Wednesday, October 22, 2014

Loss

"Don't grieve.  Anything you lose comes round in another form."    -Rumi

Usually, I consider Rumi to be kind of a cool dude.  I will grant that perhaps he is right, and that losses may somehow come back around in another form.  I think I may have experienced that on occasion-rare occasion.  However, I really think old Rumi missed the boat on grieving.  I think grief is part of the passage of healing.  All of that pain, remorse, regret, sorrow-cannot and will not be denied.  I believe that to deny those kinds of feelings is tantamount to throwing yourself under the train.

There are all kinds of loss:  the loss of the first tooth, the loss of a job, the loss of a loved one, the loss of a possession, the loss of that first breath of a baby just born-ad infinitum.  What they all seem to have in common is that they leave a space; a space that yearns to be somehow filled.  In some cases, that seems to take care of itself-the baby tooth is replaced by a permanent one; the old job is replaced by a better one.  But there are losses that cross your heart like fault lines-they become cracks that are never fully filled.

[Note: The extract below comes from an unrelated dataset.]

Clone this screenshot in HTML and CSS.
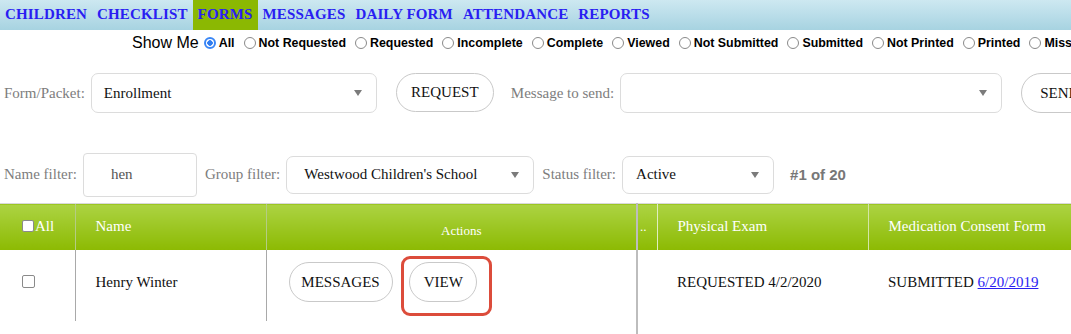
FILE: index.html
```html
<!DOCTYPE html>
<html lang="en">

<head>
    <meta charset="UTF-8">
    <title>Forms</title>
    <link rel="stylesheet" href="styles.css">
</head>

<body>
    <!-- Top nav -->
    <div class="nav">
        <a href="#">CHILDREN</a>
        <a href="#">CHECKLIST</a>
        <a href="#" class="active">FORMS</a>
        <a href="#">MESSAGES</a>
        <a href="#">DAILY FORM</a>
        <a href="#">ATTENDANCE</a>
        <a href="#">REPORTS</a>
    </div>

    <!-- Show me filter -->
    <div class="show-me">
        <span class="show-label">Show Me</span>
        <label><input type="radio" name="show" checked>All</label>
        <label><input type="radio" name="show">Not Requested</label>
        <label><input type="radio" name="show">Requested</label>
        <label><input type="radio" name="show">Incomplete</label>
        <label><input type="radio" name="show">Complete</label>
        <label><input type="radio" name="show">Viewed</label>
        <label><input type="radio" name="show">Not Submitted</label>
        <label><input type="radio" name="show">Submitted</label>
        <label><input type="radio" name="show">Not Printed</label>
        <label><input type="radio" name="show">Printed</label>
        <label><input type="radio" name="show">Missing</label>
    </div>

    <!-- Request row -->
    <div class="row request-row">
        <span class="field-label">Form/Packet:</span>
        <div class="select packet-select"><span>Enrollment</span><i class="caret"></i></div>
        <button class="pill request-btn">REQUEST</button>
        <span class="field-label msg-label">Message to send:</span>
        <div class="select message-select"><span></span><i class="caret"></i></div>
        <button class="pill send-btn">SEND</button>
    </div>

    <!-- Filters row -->
    <div class="row filter-row">
        <span class="field-label">Name filter:</span>
        <input type="text" class="name-input" value="hen">
        <span class="field-label">Group filter:</span>
        <div class="select group-select"><span>Westwood Children's School</span><i class="caret"></i></div>
        <span class="field-label">Status filter:</span>
        <div class="select status-select"><span>Active</span><i class="caret"></i></div>
        <span class="count">#1 of 20</span>
    </div>

    <!-- Grid -->
    <div class="grid">
        <table class="pane left-pane">
            <colgroup>
                <col style="width: 75px">
                <col style="width: 191px">
                <col style="width: 370px">
            </colgroup>
            <thead>
                <tr>
                    <th class="check-col"><input type="checkbox" class="check">All</th>
                    <th>Name</th>
                    <th class="actions-head">Actions</th>
                </tr>
            </thead>
            <tbody>
                <tr>
                    <td class="check-col"><input type="checkbox" class="check"></td>
                    <td>Henry Winter</td>
                    <td class="actions">
                        <button class="pill messages-btn">MESSAGES</button>
                        <span class="highlight"><button class="pill view-btn">VIEW</button></span>
                    </td>
                </tr>
            </tbody>
        </table>
        <div class="splitter"></div>
        <table class="pane right-pane">
            <colgroup>
                <col style="width: 19px">
                <col style="width: 211px">
                <col style="width: 260px">
            </colgroup>
            <thead>
                <tr>
                    <th class="dots">..</th>
                    <th>Physical Exam</th>
                    <th>Medication Consent Form</th>
                </tr>
            </thead>
            <tbody>
                <tr>
                    <td class="dots"></td>
                    <td>REQUESTED 4/2/2020</td>
                    <td>SUBMITTED <a href="#">6/20/2019</a></td>
                </tr>
            </tbody>
        </table>
    </div>
</body>

</html>
```

FILE: styles.css
```css
body, html {
    margin: 0;
    height: 100%;
    overflow: hidden;
    font-family: 'Liberation Serif', 'Times New Roman', serif;
    background: #ffffff;
}

/* Top nav */
.nav {
    display: flex;
    height: 30px;
    background: linear-gradient(#cde8f1, #a7d3e1);
    white-space: nowrap;
}

.nav a {
    padding: 0 5px;
    line-height: 28px;
    font-size: 15px;
    font-weight: bold;
    letter-spacing: 0.15px;
    color: #2a1ef2;
    text-decoration: none;
}

.nav a.active {
    background-color: #8bb802;
}

/* Show me */
.show-me {
    display: flex;
    align-items: center;
    height: 25px;
    padding-left: 132px;
    font-family: 'Liberation Sans', Arial, sans-serif;
    white-space: nowrap;
}

.show-label {
    font-size: 16px;
    margin-right: 5px;
}

.show-me label {
    display: flex;
    align-items: center;
    font-size: 12.4px;
    font-weight: bold;
    margin-right: 9px;
}

.show-me input {
    appearance: none;
    flex: none;
    width: 12px;
    height: 12px;
    margin: 0 3px 0 0;
    border: 1px solid #8a8a8a;
    border-radius: 50%;
    background: #fff;
    box-sizing: border-box;
}

.show-me input:checked {
    border: 2px solid #3a86f5;
    background: radial-gradient(circle, #2f7cf0 0 2.5px, #fff 3px);
}

/* Control rows */
.row {
    display: flex;
    align-items: center;
    padding-left: 4px;
    white-space: nowrap;
}

.row > * {
    flex: none;
}

.request-row {
    margin-top: 18px;
    height: 40px;
}

.filter-row {
    margin-top: 39px;
    height: 45px;
}

.field-label {
    font-size: 15px;
    color: #7d7d7d;
    margin-right: 6px;
}

.select {
    display: flex;
    align-items: center;
    justify-content: space-between;
    box-sizing: border-box;
    height: 40px;
    padding: 0 14px 0 12px;
    border: 1px solid #dcdcdc;
    border-radius: 7px;
    font-size: 15px;
    color: #111;
}

.caret {
    width: 0;
    height: 0;
    border-left: 4px solid transparent;
    border-right: 4px solid transparent;
    border-top: 6px solid #7b7b7b;
}

.packet-select {
    width: 286px;
}

.message-select {
    width: 382px;
}

.group-select {
    width: 248px;
    height: 38px;
    padding-left: 17px;
    margin-right: 8px;
}

.status-select {
    width: 152px;
    height: 38px;
    padding-left: 13px;
}

.pill {
    box-sizing: border-box;
    height: 40px;
    padding: 0 14px;
    border: 1px solid #c9c9c9;
    border-radius: 20px;
    background: #fff;
    font-family: 'Liberation Serif', 'Times New Roman', serif;
    font-size: 15px;
    color: #111;
}

.request-btn {
    margin-left: 19px;
    width: 98px;
    height: 39px;
    padding: 0;
    margin-top: -2px;
}

.msg-label {
    margin-left: 17px;
}

.send-btn {
    margin-left: 19px;
    width: 80px;
    padding-left: 18px;
    text-align: left;
}

.name-input {
    box-sizing: border-box;
    width: 114px;
    height: 44px;
    padding-left: 27px;
    margin-right: 8px;
    border: 1px solid #dcdcdc;
    border-radius: 4px;
    font-family: 'Liberation Serif', 'Times New Roman', serif;
    font-size: 15px;
    color: #555;
    outline: none;
}

.count {
    margin-left: 16px;
    font-family: 'Liberation Sans', Arial, sans-serif;
    font-weight: bold;
    font-size: 15px;
    color: #777;
}

/* Grid */
.grid {
    display: flex;
    margin-top: 6px;
    height: 200px;
}

.pane {
    border-collapse: collapse;
    table-layout: fixed;
    flex: none;
    align-self: flex-start;
}

.left-pane {
    width: 636px;
}

.right-pane {
    width: 490px;
}

.splitter {
    flex: none;
    width: 2px;
    background-color: #bdbdbd;
}

.pane th {
    height: 46px;
    padding: 0 0 0 20px;
    box-sizing: border-box;
    text-align: left;
    font-weight: normal;
    font-size: 15px;
    color: #fff;
    background: linear-gradient(#acd343, #8cba02);
    border-top: 1px solid #d9d9d9;
    border-left: 1px solid #b4cc84;
    white-space: nowrap;
    overflow: hidden;
}

.pane td {
    height: 71px;
    padding: 0 0 6px 20px;
    box-sizing: border-box;
    font-size: 15px;
    color: #111;
    border-left: 1px solid #a9a9a9;
    white-space: nowrap;
}

.pane th:first-child,
.pane td:first-child {
    border-left: none;
}

.right-pane th.dots {
    padding: 0 0 0 2px;
    font-size: 13px;
}

.right-pane td.dots {
    border: none;
}

.right-pane th:nth-child(2) {
    border-left: 1px solid #dfeec0;
}

.right-pane th:nth-child(3) {
    border-left: 1px solid #d4e6a6;
}

.right-pane td {
    border-left: none;
}

.check-col {
    padding-left: 22px !important;
}

.check {
    appearance: none;
    width: 12px;
    height: 12px;
    margin: 0 1px 0 0;
    border: 1px solid #8a8a8a;
    border-radius: 2px;
    background: #fff;
    vertical-align: -1px;
}

td .check {
    width: 13px;
    height: 13px;
}

.actions-head {
    text-align: center !important;
    font-size: 13px !important;
    padding-top: 8px !important;
}

.actions {
    padding-left: 22px !important;
}

.actions .pill {
    vertical-align: middle;
    padding: 0;
}

.messages-btn {
    width: 104px;
}

.view-btn {
    width: 68px;
}

.highlight {
    position: relative;
    display: inline-block;
    margin-left: 13px;
    vertical-align: middle;
}

/* red annotation box around VIEW */
.highlight::after {
    content: "";
    position: absolute;
    left: -8px;
    right: -15px;
    top: -6px;
    bottom: -14px;
    border: 3px solid #dc4c3b;
    border-radius: 9px;
}

.pane a {
    color: #2a1ef2;
}
```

I have found that one can easily fall into those unfilled cracks, sinking down into a blackness that appears to never end.  I have also been fortunate enough to have been pulled out of that blackness just long enough to realize that unfilled cracks have another purpose-it is through some of these cracks that light glimmers in.  The fault lines still cross your heart, yes, but climbing out of the blackness is akin to the process of grieving-it is something one must wade into to get to the other side.

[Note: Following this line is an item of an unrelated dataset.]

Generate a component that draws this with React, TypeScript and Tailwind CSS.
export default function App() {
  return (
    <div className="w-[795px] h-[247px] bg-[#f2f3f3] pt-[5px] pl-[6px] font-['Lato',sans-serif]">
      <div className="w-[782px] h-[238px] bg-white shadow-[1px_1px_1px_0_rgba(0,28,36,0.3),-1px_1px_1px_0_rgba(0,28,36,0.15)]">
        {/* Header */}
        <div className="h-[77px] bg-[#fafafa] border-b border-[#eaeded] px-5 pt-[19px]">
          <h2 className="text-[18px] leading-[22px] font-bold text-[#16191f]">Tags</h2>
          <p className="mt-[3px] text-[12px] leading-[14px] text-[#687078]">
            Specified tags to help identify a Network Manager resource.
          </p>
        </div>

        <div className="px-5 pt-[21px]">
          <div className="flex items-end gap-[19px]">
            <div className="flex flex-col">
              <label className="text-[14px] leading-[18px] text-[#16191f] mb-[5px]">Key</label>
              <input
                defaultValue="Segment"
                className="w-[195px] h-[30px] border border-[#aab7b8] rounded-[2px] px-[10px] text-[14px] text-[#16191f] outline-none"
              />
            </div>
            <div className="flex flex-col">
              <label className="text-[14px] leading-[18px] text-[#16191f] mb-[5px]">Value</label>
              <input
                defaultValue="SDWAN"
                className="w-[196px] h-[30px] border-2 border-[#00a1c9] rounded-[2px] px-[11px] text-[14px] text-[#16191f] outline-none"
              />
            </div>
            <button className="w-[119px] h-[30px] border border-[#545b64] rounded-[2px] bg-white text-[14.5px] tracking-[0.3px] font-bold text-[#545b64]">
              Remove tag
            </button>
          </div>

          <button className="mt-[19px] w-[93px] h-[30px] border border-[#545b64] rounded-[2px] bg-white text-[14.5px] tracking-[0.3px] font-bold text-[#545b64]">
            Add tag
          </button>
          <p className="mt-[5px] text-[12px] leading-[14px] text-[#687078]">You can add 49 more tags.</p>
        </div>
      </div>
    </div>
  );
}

As to the other side-things are not the same-they can't be.  The universe has been rendered different forever because of that loss.  The light's glimmer will eventually come through, and the healing can begin.

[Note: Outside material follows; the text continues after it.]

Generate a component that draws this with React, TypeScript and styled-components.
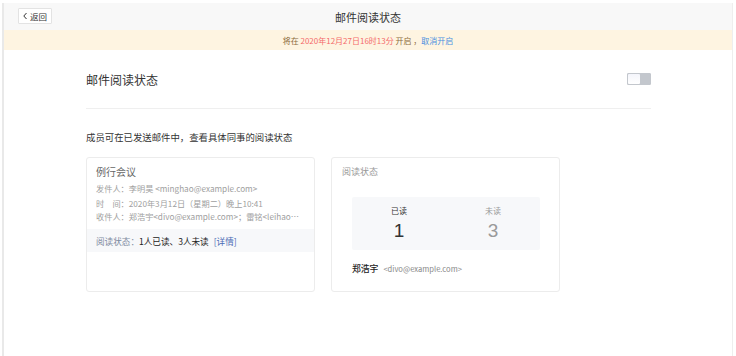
import * as React from 'react'
import styled, { createGlobalStyle } from 'styled-components'

const GlobalStyle = createGlobalStyle`
  html, body {
    margin: 0;
    padding: 0;
    background: #fff;
    font-family: "Noto Sans CJK SC", "Noto Sans", sans-serif;
  }
`

const Page = styled.div`
  padding: 3px 0 0 2px;
  height: 353px;
  width: 732px;
`

const Frame = styled.div`
  height: 100%;
  width: 728px;
  border-left: 2px solid #e9e9e9;
  border-right: 1px solid #eeeeee;
  display: flex;
  flex-direction: column;
`

const Header = styled.div`
  position: relative;
  height: 27px;
  background: #f8f8f8;
  display: flex;
  align-items: center;
  justify-content: center;
`

const BackButton = styled.button`
  position: absolute;
  left: 14px;
  top: 5px;
  height: 16px;
  width: 34px;
  padding: 0 0 0 3px;
  box-sizing: border-box;
  background: #fff;
  border: 1px solid #e3e3e3;
  border-radius: 1px;
  display: flex;
  align-items: center;
  gap: 1px;
  font-family: inherit;
  font-size: 8.5px;
  color: #333;
  cursor: pointer;
`

const HeaderTitle = styled.div`
  font-size: 11px;
  color: #333;
`

const Notice = styled.div`
  height: 20px;
  background: #fef4e1;
  display: flex;
  align-items: center;
  justify-content: center;
  font-size: 8px;
  color: #8c6b3c;
  white-space: pre;
`

const Red = styled.span`
  color: #f46b6b;
`

const Link = styled.a`
  color: #4a8fe0;
  cursor: pointer;
`

const Main = styled.div`
  padding: 0 81px 0 82px;
`

const SectionHead = styled.div`
  height: 58px;
  display: flex;
  align-items: center;
  justify-content: space-between;
  border-bottom: 1px solid #efefef;
`

const SectionTitle = styled.div`
  font-size: 12px;
  color: #333;
`

const Toggle = styled.div`
  width: 24px;
  height: 12px;
  box-sizing: border-box;
  border: 1px solid #c3c7cd;
  background: #c3c7cd;
  border-radius: 1px;
  display: flex;
`

const Thumb = styled.div`
  width: 12px;
  height: 10px;
  background: linear-gradient(#f4f5fb, #ffffff);
  border-radius: 1px;
`

const Description = styled.div`
  margin-top: 22px;
  font-size: 9.4px;
  color: #333;
  line-height: 12px;
`

const Cards = styled.div`
  margin-top: 14px;
  display: flex;
  gap: 16px;
`

const Card = styled.div`
  width: 229px;
  height: 135px;
  box-sizing: border-box;
  border: 1px solid #ececec;
  border-radius: 3px;
  background: #fff;
  display: flex;
  flex-direction: column;
`

const CardTitle = styled.div<{ small?: boolean }>`
  padding: 6px ${p => (p.small ? '10px' : '9px')} 0;
  font-size: ${p => (p.small ? '9px' : '10px')};
  color: ${p => (p.small ? '#999' : '#666')};
  line-height: 15px;
`

const MailRows = styled.div`
  padding: 3px 9px 0;
  display: flex;
  flex-direction: column;
`

const MailRow = styled.div<{ gap: number }>`
  margin-top: ${p => p.gap}px;
  font-size: 8.2px;
  line-height: 12px;
  color: #a0a0a0;
  white-space: nowrap;
  overflow: hidden;
  text-overflow: ellipsis;
`

const StatusBand = styled.div`
  margin-top: 7px;
  height: 23px;
  padding: 0 9px;
  background: #f7f8fa;
  display: flex;
  align-items: center;
  font-size: 8.6px;
  white-space: pre;
`

const StatusLabel = styled.span`
  color: #7e8aa0;
`

const StatusValue = styled.span`
  color: #222;
`

const Detail = styled.a`
  margin-left: 5px;
  color: #4a6bb4;
  cursor: pointer;
`

const StatsBox = styled.div`
  margin: 18px 0 0 20px;
  width: 188px;
  height: 53px;
  background: #f7f8fa;
  border-radius: 2px;
  display: grid;
  grid-template-columns: 1fr 1fr;
`

const Stat = styled.div<{ muted?: boolean }>`
  display: flex;
  flex-direction: column;
  align-items: center;
  padding-top: 8px;
  color: ${p => (p.muted ? '#9a9a9a' : '#333')};
`

const StatLabel = styled.div`
  font-size: 8px;
  line-height: 12px;
`

const StatNumber = styled.div`
  font-family: "Liberation Sans", Arial, sans-serif;
  font-size: 19px;
  line-height: 22px;
  margin-top: 3px;
`

const Reader = styled.div`
  margin: 12px 0 0 20px;
  display: flex;
  align-items: center;
  gap: 5px;
  white-space: nowrap;
`

const ReaderName = styled.span`
  font-size: 8.8px;
  color: #222;
  font-weight: 500;
`

const ReaderMail = styled.span`
  font-size: 7.6px;
  color: #888;
`

function Chevron(): JSX.Element {
  return (
    <svg width="7" height="8" viewBox="0 0 7 8">
      <path d="M4.5 1 L1.8 4 L4.5 7" fill="none" stroke="#333" strokeWidth="1" />
    </svg>
  )
}

export default function App(): JSX.Element {
  return (
    <>
      <GlobalStyle />
      <Page>
        <Frame>
          <Header>
            <BackButton>
              <Chevron />
              返回
            </BackButton>
            <HeaderTitle>邮件阅读状态</HeaderTitle>
          </Header>
          <Notice>
            {'将在 '}
            <Red>2020年12月27日16时13分</Red>
            {' 开启 ，'}
            <Link>取消开启</Link>
          </Notice>
          <Main>
            <SectionHead>
              <SectionTitle>邮件阅读状态</SectionTitle>
              <Toggle>
                <Thumb />
              </Toggle>
            </SectionHead>
            <Description>成员可在已发送邮件中，查看具体同事的阅读状态</Description>
            <Cards>
              <Card>
                <CardTitle>例行会议</CardTitle>
                <MailRows>
                  <MailRow gap={0}>发件人：李明昊 &lt;minghao@example.com&gt;</MailRow>
                  <MailRow gap={3}>时　间：2020年3月12日（星期二）晚上10:41</MailRow>
                  <MailRow gap={1}>
                    收件人：郑浩宇&lt;divo@example.com&gt;；雷铭&lt;leihao@example.com&gt;
                  </MailRow>
                </MailRows>
                <StatusBand>
                  <StatusLabel>阅读状态：</StatusLabel>
                  <StatusValue>1人已读、3人未读</StatusValue>
                  <Detail>[详情]</Detail>
                </StatusBand>
              </Card>
              <Card>
                <CardTitle small>阅读状态</CardTitle>
                <StatsBox>
                  <Stat>
                    <StatLabel>已读</StatLabel>
                    <StatNumber>1</StatNumber>
                  </Stat>
                  <Stat muted>
                    <StatLabel>未读</StatLabel>
                    <StatNumber>3</StatNumber>
                  </Stat>
                </StatsBox>
                <Reader>
                  <ReaderName>郑浩宇</ReaderName>
                  <ReaderMail>&lt;divo@example.com&gt;</ReaderMail>
                </Reader>
              </Card>
            </Cards>
          </Main>
        </Frame>
      </Page>
    </>
  )
}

So, Rumi, old man, I guess we will just have to agree to disagree on this one.  I don't know that every loss comes round in another form, but I do know that those whose hearts have fault lines filled with light are not lost-they are the beacons that lead the way for those still lost in the dark.

1 comment:

Unknown said...

This image of a crack revealing darkness or, turned around, light, is beautiful and insightful....My thought are with you in this time of loss.